Même si les attaques de sclérotinia sont peu fréquentes, la maladie reste redoutée en raison de sa très forte nuisibilité potentielle. Des leviers de lutte alternative se développent, néanmoins leurs efficacités sont insuffisantes. Le recours à la protection fongicide au cours de la floraison reste donc une pratique courante.
Aucune solution curative n’existe à ce jour pour lutter contre le sclérotinia. Cela contraint à intervenir de façon préventive pour éviter les contaminations lors de la chute des pétales. Le positionnement du fongicide est essentiel pour garantir une bonne efficacité de la protection : intervenir trop tôt ou trop tard par rapport au stade G1 (chute des premiers pétales, dix premières siliques avec une longueur inférieure à 2 cm) réduit significativement l’efficacité. Le stade G1 se concrétise généralement 6 à 12 jours après le début de la floraison du colza, selon les conditions climatiques.
En cas de pluies annoncées au stade clé d’intervention, il est préférable d’anticiper (un tout petit peu) plutôt que de retarder l’intervention. Un créneau de deux heures de sec après l’application suffit pour sécuriser l’efficacité du fongicide, sauf en cas de pluie lessivante (20 mm) après le traitement.
Des solutions efficaces
La lutte fongicide contre le sclérotinia du colza s’oriente aujourd’hui vers des spécialités “haut de gamme” qui présentent toutes un bon niveau d’efficacité vis-à-vis du sclérotinia et qui ne coûtent pas systématiquement plus cher que des triazoles classiques (tébuconazole, metconazole). C’est le cas notamment du prothioconazole cette année. Des solutions récentes sont également disponibles comme le méfentrifluconazole ou la mandestrobine, les niveaux d’efficacité de ces solutions (proposées en pack ou en association toute formulée) sont équivalents à ceux des références du marché.

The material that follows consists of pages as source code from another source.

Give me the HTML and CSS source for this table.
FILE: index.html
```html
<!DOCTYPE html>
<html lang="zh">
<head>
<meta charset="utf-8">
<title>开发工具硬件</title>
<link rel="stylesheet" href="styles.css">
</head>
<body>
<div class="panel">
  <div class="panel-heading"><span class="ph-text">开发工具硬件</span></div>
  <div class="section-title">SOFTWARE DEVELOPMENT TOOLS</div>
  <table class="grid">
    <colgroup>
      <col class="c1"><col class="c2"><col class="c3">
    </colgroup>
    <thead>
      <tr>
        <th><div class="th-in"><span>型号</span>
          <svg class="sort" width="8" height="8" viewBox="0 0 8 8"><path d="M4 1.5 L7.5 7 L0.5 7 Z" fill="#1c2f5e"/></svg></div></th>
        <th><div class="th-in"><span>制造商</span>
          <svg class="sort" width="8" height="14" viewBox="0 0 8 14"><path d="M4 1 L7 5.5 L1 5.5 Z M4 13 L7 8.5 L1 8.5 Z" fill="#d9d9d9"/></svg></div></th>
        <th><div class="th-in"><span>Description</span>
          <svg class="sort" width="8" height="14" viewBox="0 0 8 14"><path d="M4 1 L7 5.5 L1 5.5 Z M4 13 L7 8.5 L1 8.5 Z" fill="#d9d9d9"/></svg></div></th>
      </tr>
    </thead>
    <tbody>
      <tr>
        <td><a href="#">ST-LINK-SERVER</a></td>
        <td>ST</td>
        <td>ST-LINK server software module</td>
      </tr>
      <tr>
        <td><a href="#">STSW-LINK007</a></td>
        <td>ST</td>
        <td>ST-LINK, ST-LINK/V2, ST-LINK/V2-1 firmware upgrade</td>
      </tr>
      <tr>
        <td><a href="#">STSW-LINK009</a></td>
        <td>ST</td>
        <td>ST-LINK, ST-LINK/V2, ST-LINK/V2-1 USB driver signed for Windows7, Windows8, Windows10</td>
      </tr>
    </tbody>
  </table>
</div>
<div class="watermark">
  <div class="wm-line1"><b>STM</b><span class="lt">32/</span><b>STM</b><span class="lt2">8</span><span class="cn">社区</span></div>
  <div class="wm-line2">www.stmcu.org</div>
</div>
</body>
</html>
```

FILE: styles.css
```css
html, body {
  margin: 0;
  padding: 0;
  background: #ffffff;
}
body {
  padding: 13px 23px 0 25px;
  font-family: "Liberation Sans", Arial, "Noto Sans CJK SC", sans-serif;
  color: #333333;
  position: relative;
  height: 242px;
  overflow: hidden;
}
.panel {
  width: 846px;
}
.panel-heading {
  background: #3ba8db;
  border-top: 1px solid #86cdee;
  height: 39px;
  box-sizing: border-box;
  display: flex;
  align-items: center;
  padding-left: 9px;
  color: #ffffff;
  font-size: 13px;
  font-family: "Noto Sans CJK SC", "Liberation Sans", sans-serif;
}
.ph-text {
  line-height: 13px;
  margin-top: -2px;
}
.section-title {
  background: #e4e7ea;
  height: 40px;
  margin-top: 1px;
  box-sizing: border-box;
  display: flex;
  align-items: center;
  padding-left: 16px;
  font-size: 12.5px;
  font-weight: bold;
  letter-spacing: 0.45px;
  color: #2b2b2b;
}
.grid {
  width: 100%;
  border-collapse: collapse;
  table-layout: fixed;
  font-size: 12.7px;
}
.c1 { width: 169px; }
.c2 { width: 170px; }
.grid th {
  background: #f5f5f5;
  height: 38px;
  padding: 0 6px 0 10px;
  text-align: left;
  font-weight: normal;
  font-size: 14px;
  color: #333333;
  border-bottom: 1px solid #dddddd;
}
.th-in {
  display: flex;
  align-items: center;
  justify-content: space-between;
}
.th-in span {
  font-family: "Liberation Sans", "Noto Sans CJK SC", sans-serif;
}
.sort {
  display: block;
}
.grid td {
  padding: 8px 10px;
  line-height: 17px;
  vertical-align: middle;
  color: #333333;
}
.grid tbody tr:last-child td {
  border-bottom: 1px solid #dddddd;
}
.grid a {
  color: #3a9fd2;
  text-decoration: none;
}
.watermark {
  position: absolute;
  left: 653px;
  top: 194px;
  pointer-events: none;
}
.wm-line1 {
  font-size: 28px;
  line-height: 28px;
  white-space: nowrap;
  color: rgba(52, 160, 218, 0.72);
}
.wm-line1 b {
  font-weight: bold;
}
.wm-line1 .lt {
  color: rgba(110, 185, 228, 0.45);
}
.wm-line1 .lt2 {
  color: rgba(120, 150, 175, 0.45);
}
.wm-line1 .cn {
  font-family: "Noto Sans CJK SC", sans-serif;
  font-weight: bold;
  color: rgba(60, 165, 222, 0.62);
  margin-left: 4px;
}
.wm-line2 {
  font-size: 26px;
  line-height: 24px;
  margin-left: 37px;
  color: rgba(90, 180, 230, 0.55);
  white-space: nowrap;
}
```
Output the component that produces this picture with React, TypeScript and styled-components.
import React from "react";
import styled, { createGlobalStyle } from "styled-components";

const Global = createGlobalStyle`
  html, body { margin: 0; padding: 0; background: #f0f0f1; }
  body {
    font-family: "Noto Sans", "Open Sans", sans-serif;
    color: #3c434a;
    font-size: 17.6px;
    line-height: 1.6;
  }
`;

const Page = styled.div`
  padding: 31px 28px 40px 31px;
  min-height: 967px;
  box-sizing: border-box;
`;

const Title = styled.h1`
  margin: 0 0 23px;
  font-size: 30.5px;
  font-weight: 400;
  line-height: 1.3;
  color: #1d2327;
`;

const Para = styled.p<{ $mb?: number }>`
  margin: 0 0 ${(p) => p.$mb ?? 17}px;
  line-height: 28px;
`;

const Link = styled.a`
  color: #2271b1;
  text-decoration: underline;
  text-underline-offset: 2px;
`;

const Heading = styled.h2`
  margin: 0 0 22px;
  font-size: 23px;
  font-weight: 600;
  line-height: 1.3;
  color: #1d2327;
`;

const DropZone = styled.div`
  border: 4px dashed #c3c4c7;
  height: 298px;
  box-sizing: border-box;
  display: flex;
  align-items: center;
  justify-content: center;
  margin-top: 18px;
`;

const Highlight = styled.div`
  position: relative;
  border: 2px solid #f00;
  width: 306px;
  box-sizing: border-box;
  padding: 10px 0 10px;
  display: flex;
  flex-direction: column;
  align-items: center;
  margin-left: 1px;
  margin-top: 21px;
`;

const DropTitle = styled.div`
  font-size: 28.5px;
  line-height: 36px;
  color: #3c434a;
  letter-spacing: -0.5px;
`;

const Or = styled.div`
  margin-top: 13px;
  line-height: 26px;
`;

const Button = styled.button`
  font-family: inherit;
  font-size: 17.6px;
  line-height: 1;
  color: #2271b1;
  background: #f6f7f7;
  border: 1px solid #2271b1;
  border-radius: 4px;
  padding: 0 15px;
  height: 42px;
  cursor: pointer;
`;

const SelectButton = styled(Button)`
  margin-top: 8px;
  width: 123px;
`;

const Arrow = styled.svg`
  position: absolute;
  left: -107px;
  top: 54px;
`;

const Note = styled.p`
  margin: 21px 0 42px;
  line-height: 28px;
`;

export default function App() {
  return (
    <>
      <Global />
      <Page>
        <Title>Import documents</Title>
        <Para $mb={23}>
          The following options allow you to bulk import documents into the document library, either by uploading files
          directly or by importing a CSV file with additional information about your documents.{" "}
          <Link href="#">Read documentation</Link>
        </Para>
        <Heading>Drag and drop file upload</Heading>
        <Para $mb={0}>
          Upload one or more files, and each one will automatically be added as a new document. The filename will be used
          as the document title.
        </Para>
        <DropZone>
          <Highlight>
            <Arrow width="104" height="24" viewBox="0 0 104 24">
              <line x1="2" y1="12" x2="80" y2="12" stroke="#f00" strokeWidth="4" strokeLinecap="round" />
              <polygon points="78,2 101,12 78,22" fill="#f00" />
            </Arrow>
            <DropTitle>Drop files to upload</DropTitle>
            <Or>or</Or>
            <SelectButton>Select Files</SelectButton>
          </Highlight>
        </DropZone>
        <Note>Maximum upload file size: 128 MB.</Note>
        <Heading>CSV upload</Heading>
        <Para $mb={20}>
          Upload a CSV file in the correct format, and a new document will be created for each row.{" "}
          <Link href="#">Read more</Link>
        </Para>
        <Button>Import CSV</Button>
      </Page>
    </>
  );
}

Malgré tout, cela ne veut pas dire que l’on peut faire n’importe quoi. Quelques règles sont à suivre pour assurer la durabilité de ces solutions, dans un contexte où des souches de sclérotinia résistantes aux fongicides de la famille des SDHI (boscalid, bixafen, fluopyram) ont déjà été identifiées. Un fongicide à base de SDHI doit obligatoirement être associé à un autre mode d’action dont l’efficacité est reconnue comme régulière (par exemple, prothioconazole, metconazole, méfentrifluconazole et tébuconazole ; les solutions de biocontrôle restent insuffisantes). Son emploi doit être limité à une application par campagne.
De la même manière, le fludioxonil a une action unisite. Il n’est pas recommandé de l’utiliser seul et sera toujours proposé en association avec un autre mode d’action (triazole (DMI) ou strobilurine (QoI-P).
Un passage suffit
Les stratégies à double traitement (deuxième traitement 10-15 jours après le stade G1) ne montrent pas de gain d’efficacité vis-à-vis du sclérotinia dans la très grande majorité des situations. Elles sont très rarement rentables : le rendement net (coût fongicides et passages déduits) est plus faible pour la double application que pour un passage unique au stade G1 (figure ci-dessus). Elles peuvent néanmoins montrer un intérêt, qui reste aléatoire, dans quelques situations à très haut potentiel de rendement, en situation de floraison très longue, de fortes pression maladies en fin de cycle (mycosphaerella, alternaria, oïdium) qui nécessiteraient un relai, ou de première intervention trop anticipée pour assurer une protection correcte de la floraison.
Protection des pollinisateurs
Tous les produits phytopharmaceutiques autorisés pendant la floraison doivent être appliqués dans la plage de traitement de 5 h, soit 2 h avant le coucher du soleil et 3 h après le coucher du soleil.
Arrêté dit «mélanges» : Les mélanges impliquant pyréthrinoïdes et triazoles en période de floraison ou de production d’exsudats sont formellement interdits. Si les deux traitements doivent être effectués sur la même parcelle, un délai de 24 h minimum doit être respecté entre les applications et l’insecticide doit être appliqué en premier.